### The request
Return all lines in the material below that contain "React".

### Material provided

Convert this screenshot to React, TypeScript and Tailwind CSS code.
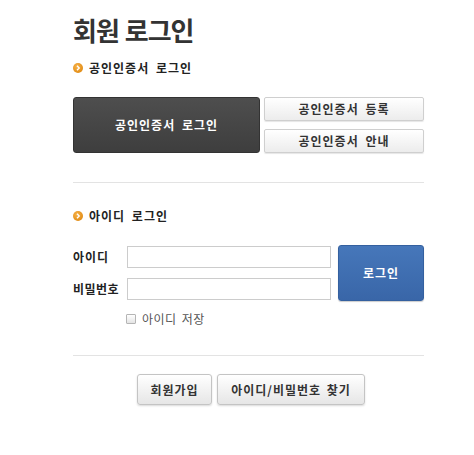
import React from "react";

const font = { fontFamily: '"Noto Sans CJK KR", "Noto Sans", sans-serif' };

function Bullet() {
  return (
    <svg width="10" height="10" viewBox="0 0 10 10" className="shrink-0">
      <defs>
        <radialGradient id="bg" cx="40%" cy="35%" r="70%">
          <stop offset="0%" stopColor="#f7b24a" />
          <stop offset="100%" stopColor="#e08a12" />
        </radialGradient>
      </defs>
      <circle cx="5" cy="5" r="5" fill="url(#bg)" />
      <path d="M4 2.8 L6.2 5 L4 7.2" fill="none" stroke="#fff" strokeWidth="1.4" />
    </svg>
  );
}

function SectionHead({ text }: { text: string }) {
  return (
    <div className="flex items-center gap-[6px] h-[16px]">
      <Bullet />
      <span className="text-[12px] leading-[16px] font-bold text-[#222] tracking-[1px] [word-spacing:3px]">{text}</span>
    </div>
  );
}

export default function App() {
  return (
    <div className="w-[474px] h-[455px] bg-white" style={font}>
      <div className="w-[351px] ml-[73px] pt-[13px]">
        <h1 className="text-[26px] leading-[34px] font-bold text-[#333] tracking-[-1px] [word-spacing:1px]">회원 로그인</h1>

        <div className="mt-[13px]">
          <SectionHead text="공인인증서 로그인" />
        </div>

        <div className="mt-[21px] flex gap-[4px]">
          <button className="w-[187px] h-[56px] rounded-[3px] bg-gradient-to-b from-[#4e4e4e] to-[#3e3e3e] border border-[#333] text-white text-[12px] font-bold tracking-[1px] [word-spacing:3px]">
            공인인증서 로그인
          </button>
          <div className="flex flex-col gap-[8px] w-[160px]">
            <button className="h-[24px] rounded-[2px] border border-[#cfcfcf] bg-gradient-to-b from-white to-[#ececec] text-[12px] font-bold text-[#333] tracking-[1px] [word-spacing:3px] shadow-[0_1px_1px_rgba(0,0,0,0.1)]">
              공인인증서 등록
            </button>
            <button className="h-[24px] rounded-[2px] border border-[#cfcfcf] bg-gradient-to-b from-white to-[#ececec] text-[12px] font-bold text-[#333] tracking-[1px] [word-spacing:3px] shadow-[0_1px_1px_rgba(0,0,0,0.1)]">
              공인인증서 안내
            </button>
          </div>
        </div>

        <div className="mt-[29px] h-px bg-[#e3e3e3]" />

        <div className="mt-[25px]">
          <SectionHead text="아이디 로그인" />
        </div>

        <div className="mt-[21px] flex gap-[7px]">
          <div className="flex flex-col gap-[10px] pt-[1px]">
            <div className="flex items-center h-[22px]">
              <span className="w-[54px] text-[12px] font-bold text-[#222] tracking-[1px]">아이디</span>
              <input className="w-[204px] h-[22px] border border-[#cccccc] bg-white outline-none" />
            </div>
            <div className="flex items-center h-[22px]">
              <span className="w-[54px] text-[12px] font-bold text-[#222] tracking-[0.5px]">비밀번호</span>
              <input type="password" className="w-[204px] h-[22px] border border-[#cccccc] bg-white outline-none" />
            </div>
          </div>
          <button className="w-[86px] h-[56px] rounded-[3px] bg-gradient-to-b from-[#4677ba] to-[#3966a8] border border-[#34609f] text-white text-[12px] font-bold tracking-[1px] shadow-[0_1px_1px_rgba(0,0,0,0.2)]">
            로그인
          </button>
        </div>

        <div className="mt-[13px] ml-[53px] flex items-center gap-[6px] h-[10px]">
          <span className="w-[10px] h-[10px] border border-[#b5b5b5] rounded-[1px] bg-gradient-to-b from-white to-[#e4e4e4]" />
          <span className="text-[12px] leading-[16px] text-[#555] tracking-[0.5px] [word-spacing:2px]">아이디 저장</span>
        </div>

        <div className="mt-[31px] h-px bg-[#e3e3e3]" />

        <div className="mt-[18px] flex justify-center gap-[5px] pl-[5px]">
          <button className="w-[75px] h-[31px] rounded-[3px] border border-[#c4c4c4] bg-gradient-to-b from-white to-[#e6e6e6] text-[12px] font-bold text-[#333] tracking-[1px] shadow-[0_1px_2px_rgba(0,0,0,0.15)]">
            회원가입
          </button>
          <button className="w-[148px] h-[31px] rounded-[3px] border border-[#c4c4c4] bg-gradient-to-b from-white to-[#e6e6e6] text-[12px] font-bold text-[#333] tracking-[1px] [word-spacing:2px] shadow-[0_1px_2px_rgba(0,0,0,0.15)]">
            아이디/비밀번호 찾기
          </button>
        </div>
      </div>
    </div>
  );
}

### Task output
Convert this screenshot to React, TypeScript and Tailwind CSS code.
import React from "react";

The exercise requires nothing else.